C-) Hadrien, relai entre le passé et le futur.
Si construire est collaborer avec la terre, reconstruire consiste à collaborer avec le passé. Et ce travail semble davantage convenir à Hadrien, là réside le véritable élixir d'immortalité comme il le fait remarquer : \"j'ai essayé d'ajouter à nos vies ces rallonges presques indestructibles\". Il emploi lui-même le terme de relais \"lui servir de relais vers un plus long avenir\" : le rôle d'Hadrien est donc de s'inscrire sur cette ligne temporelle, dans la lignée des prédécésseurs qui ont construits puis modifiés les monuments auxquels il s'attaque.
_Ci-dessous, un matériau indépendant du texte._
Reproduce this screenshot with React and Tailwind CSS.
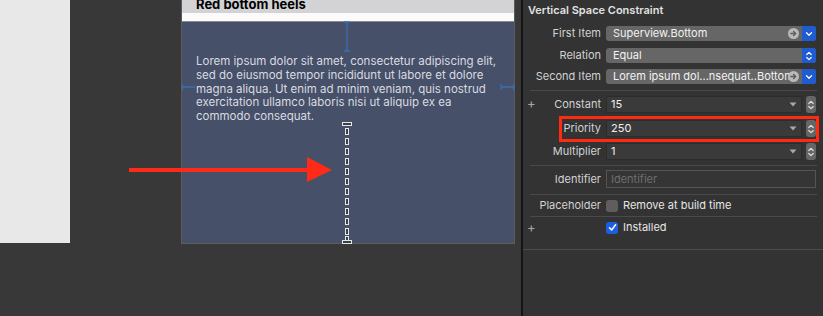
import React from "react";

const font = { fontFamily: "Inter, 'Liberation Sans', sans-serif" };

function ChevDown() {
  return (
    <svg width="8" height="6" viewBox="0 0 8 6">
      <path d="M1.5 1.8 L4 4.2 L6.5 1.8" fill="none" stroke="#fff" strokeWidth="1.3" strokeLinecap="round" strokeLinejoin="round" />
    </svg>
  );
}

function ChevUpDown({ color = "#fff" }) {
  return (
    <svg width="8" height="12" viewBox="0 0 8 12">
      <path d="M1.8 4.5 L4 2.3 L6.2 4.5" fill="none" stroke={color} strokeWidth="1.2" strokeLinecap="round" strokeLinejoin="round" />
      <path d="M1.8 7.5 L4 9.7 L6.2 7.5" fill="none" stroke={color} strokeWidth="1.2" strokeLinecap="round" strokeLinejoin="round" />
    </svg>
  );
}

function GoCircle() {
  return (
    <svg width="11" height="11" viewBox="0 0 11 11">
      <circle cx="5.5" cy="5.5" r="5.5" fill="#b9b9b9" />
      <path d="M2.8 5.5 H7.6 M5.6 3.4 L7.7 5.5 L5.6 7.6" fill="none" stroke="#5e5e5e" strokeWidth="1.4" strokeLinecap="round" strokeLinejoin="round" />
    </svg>
  );
}

function Label({ children }) {
  return <div className="w-[83px] shrink-0 pr-[5px] text-right text-[11px] text-[#d2d2d2]">{children}</div>;
}

function PopupRow({ label, value, cap, go, mt }) {
  return (
    <div className={`flex h-[15px] items-center ${mt}`}>
      <Label>{label}</Label>
      <div className="flex h-[15px] w-[210px] overflow-hidden rounded-[3px] bg-[#666666]">
        <div className="relative flex flex-1 items-center overflow-hidden pl-[7px] text-[11px] whitespace-nowrap text-[#f2f2f2]">
          {value}
          {go && (
            <div className="absolute right-[3px] top-[2px]">
              <GoCircle />
            </div>
          )}
        </div>
        <div className="flex w-[14px] items-center justify-center bg-[#1f5bd1]">
          {cap === "updown" ? <ChevUpDown /> : <ChevDown />}
        </div>
      </div>
    </div>
  );
}

function ComboRow({ label, value, mt }) {
  return (
    <div className={`flex h-[17px] items-center ${mt}`}>
      <Label>{label}</Label>
      <div className="flex h-[17px] w-[196px] items-center justify-between border border-[#2c2c2c] bg-[#3a3a3a] pl-[4px] pr-[4px] text-[11px] text-[#efefef]">
        <span>{value}</span>
        <svg width="8" height="5" viewBox="0 0 8 5">
          <path d="M0.5 0.5 H7.5 L4 4.5 Z" fill="#a8a8a8" />
        </svg>
      </div>
      <div className="ml-[4px] flex h-[17px] w-[10px] items-center justify-center rounded-[3px] bg-[#666666]">
        <ChevUpDown color="#e0e0e0" />
      </div>
    </div>
  );
}

function Sep({ mt }) {
  return <div className={`ml-[7px] h-px w-[287px] bg-[#4a4a4a] ${mt}`} />;
}

function ConstraintDashes() {
  const dashes = [];
  for (let y = 129; y < 236; y += 10) {
    dashes.push(<rect key={y} x="3.5" y={y - 122 + 0.5} width="3" height="6" fill="#3b3f4a" stroke="#e6e6e6" strokeWidth="1" />);
  }
  return (
    <svg width="10" height="124" viewBox="0 0 10 124" className="absolute left-[160px] top-[121px]">
      <rect x="0.5" y="1.5" width="9" height="3" fill="#3b3f4a" stroke="#e6e6e6" strokeWidth="1" />
      {dashes}
      <rect x="3.5" y="115.5" width="3" height="4" fill="#3b3f4a" stroke="#e6e6e6" strokeWidth="1" />
      <rect x="0.5" y="119.5" width="9" height="3" fill="#3b3f4a" stroke="#e6e6e6" strokeWidth="1" />
    </svg>
  );
}

export default function App() {
  return (
    <div className="flex h-[316px] w-[823px] overflow-hidden bg-[#383838]" style={font}>
      {/* canvas */}
      <div className="relative flex w-[521px] shrink-0 items-start">
        <div className="h-[243px] w-[70px] bg-[#e8e8e8]" />
        <div className="relative ml-[111px] flex h-[244px] w-[334px] flex-col border border-[#5c5c5c] border-t-0 bg-[#465068]">
          <div className="h-[13px] overflow-hidden bg-[#d3d3d5] pl-[14px]">
            <div className="-mt-[2px] text-[13px] font-bold leading-[13px] text-black">Red bottom heels</div>
          </div>
          <div className="h-[8px] bg-[#fbfbfb]" />
          <div className="h-px bg-[#8c8c90]" />
          <p className="ml-[14px] mt-[33px] text-[11.5px] leading-[13.8px] whitespace-nowrap text-[#d9dbe0]">
            Lorem ipsum dolor sit amet, consectetur adipiscing elit,
            <br />
            sed do eiusmod tempor incididunt ut labore et dolore
            <br />
            magna aliqua. Ut enim ad minim veniam, quis nostrud
            <br />
            exercitation ullamco laboris nisi ut aliquip ex ea
            <br />
            commodo consequat.
          </p>

          {/* blue constraint markers */}
          <svg width="8" height="32" viewBox="0 0 8 32" className="absolute left-[161px] top-[21px]">
            <path d="M1 1 H7 M4 1 V30 M1 30 H7" stroke="#3b6db3" strokeWidth="1.3" fill="none" />
          </svg>
          <svg width="14" height="8" viewBox="0 0 14 8" className="absolute left-0 top-[83px]">
            <path d="M0.5 1 V7 M0.5 4 H13" stroke="#3b6db3" strokeWidth="1.3" fill="none" />
          </svg>
          <svg width="14" height="8" viewBox="0 0 14 8" className="absolute right-0 top-[83px]">
            <path d="M1 1 V7 M1 4 H13.5 M13.5 1 V7" stroke="#3b6db3" strokeWidth="1.3" fill="none" />
          </svg>

          <ConstraintDashes />
        </div>

        {/* red annotation arrow */}
        <svg width="205" height="26" viewBox="0 0 205 26" className="absolute left-[129px] top-[157px]">
          <rect x="0" y="11" width="182" height="4" fill="#ff2a17" />
          <path d="M178 0 L203 13 L178 25 Z" fill="#ff2a17" />
        </svg>
      </div>

      {/* inspector */}
      <div className="relative flex flex-1 flex-col border-l-2 border-[#141414] bg-[#333333]">
        <div className="flex h-[20px] items-center pl-[5px] text-[11px] font-semibold text-[#e2e2e2]">
          Vertical Space Constraint
        </div>
        <PopupRow label="First Item" value="Superview.Bottom" go mt="mt-[6px]" />
        <PopupRow label="Relation" value="Equal" cap="updown" mt="mt-[7px]" />
        <PopupRow label="Second Item" value="Lorem ipsum dol...nsequat..Bottom" go mt="mt-[6px]" />
        <Sep mt="mt-[6px]" />
        <div className="relative">
          <span className="absolute left-[4px] top-[6px] text-[13px] leading-[13px] text-[#a8a8a8]">+</span>
          <ComboRow label="Constant" value="15" mt="mt-[5px]" />
        </div>
        <ComboRow label="Priority" value="250" mt="mt-[7px]" />
        <ComboRow label="Multiplier" value="1" mt="mt-[6px]" />
        <Sep mt="mt-[5px]" />
        <div className="mt-[4px] flex h-[18px] items-center">
          <Label>Identifier</Label>
          <div className="flex h-[18px] w-[210px] items-center border border-[#555555] bg-[#353535] pl-[4px] text-[11px] text-[#6e6e6e]">
            Identifier
          </div>
        </div>
        <Sep mt="mt-[6px]" />
        <div className="flex h-[21px] items-center">
          <Label>Placeholder</Label>
          <div className="h-[12px] w-[12px] rounded-[3px] bg-[#5e5e5e]" />
          <span className="ml-[5px] text-[11px] text-[#e6e6e6]">Remove at build time</span>
        </div>
        <Sep />
        <div className="relative flex h-[21px] items-center">
          <span className="absolute left-[4px] top-[4px] text-[13px] leading-[13px] text-[#a8a8a8]">+</span>
          <Label>{""}</Label>
          <div className="flex h-[12px] w-[12px] items-center justify-center rounded-[3px] bg-[#1d5fe3]">
            <svg width="9" height="9" viewBox="0 0 9 9">
              <path d="M1.5 4.8 L3.6 7 L7.6 1.8" fill="none" stroke="#fff" strokeWidth="1.5" strokeLinecap="round" strokeLinejoin="round" />
            </svg>
          </div>
          <span className="ml-[5px] text-[11px] text-[#e6e6e6]">Installed</span>
        </div>
        <div className="mt-[11px] h-px w-full bg-[#4c4c4c]" />

        {/* red highlight box */}
        <div className="absolute left-[36px] top-[116px] h-[26px] w-[260px] border-[3px] border-[#ff2a12]" />
      </div>
    </div>
  );
}
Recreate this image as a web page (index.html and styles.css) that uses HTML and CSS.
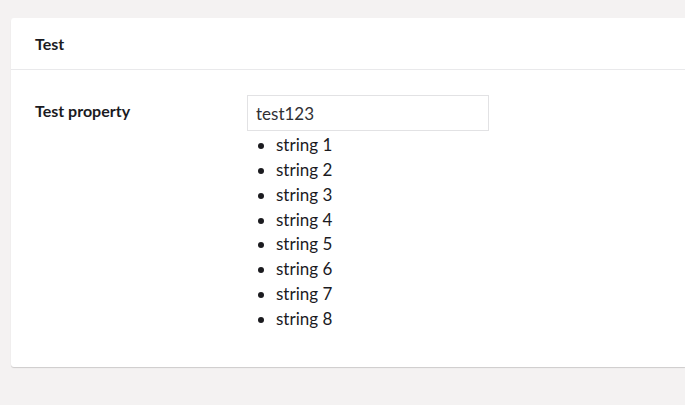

Il faut savoir qu'Hadrien a renové de nombreux monuments antiques, comme nous l'indique Henriette Levillain dans son commentaire des Mémoires d'Hadrien. Il reconstruisit notamment l'admirable coupole du Panthéon romain d'Agrippa.
Conclusion :
Hadrien fut un empereur à l’ambition démesurée mais conservant une certaine modestie. Telle Marguerite Yourcenar, Hadrien voulut s’inscrire dans le temps par son œuvre, à cela près que l’auteur s’inscrit dans le temps par ses œuvres littéraires et explore le passé en utilisant un personnage antique, et le remaniant. Ainsi, Marguerite Yourcenar entretient son immortalité, à l’instar de son personnage qui le fit des siècles plus tôt.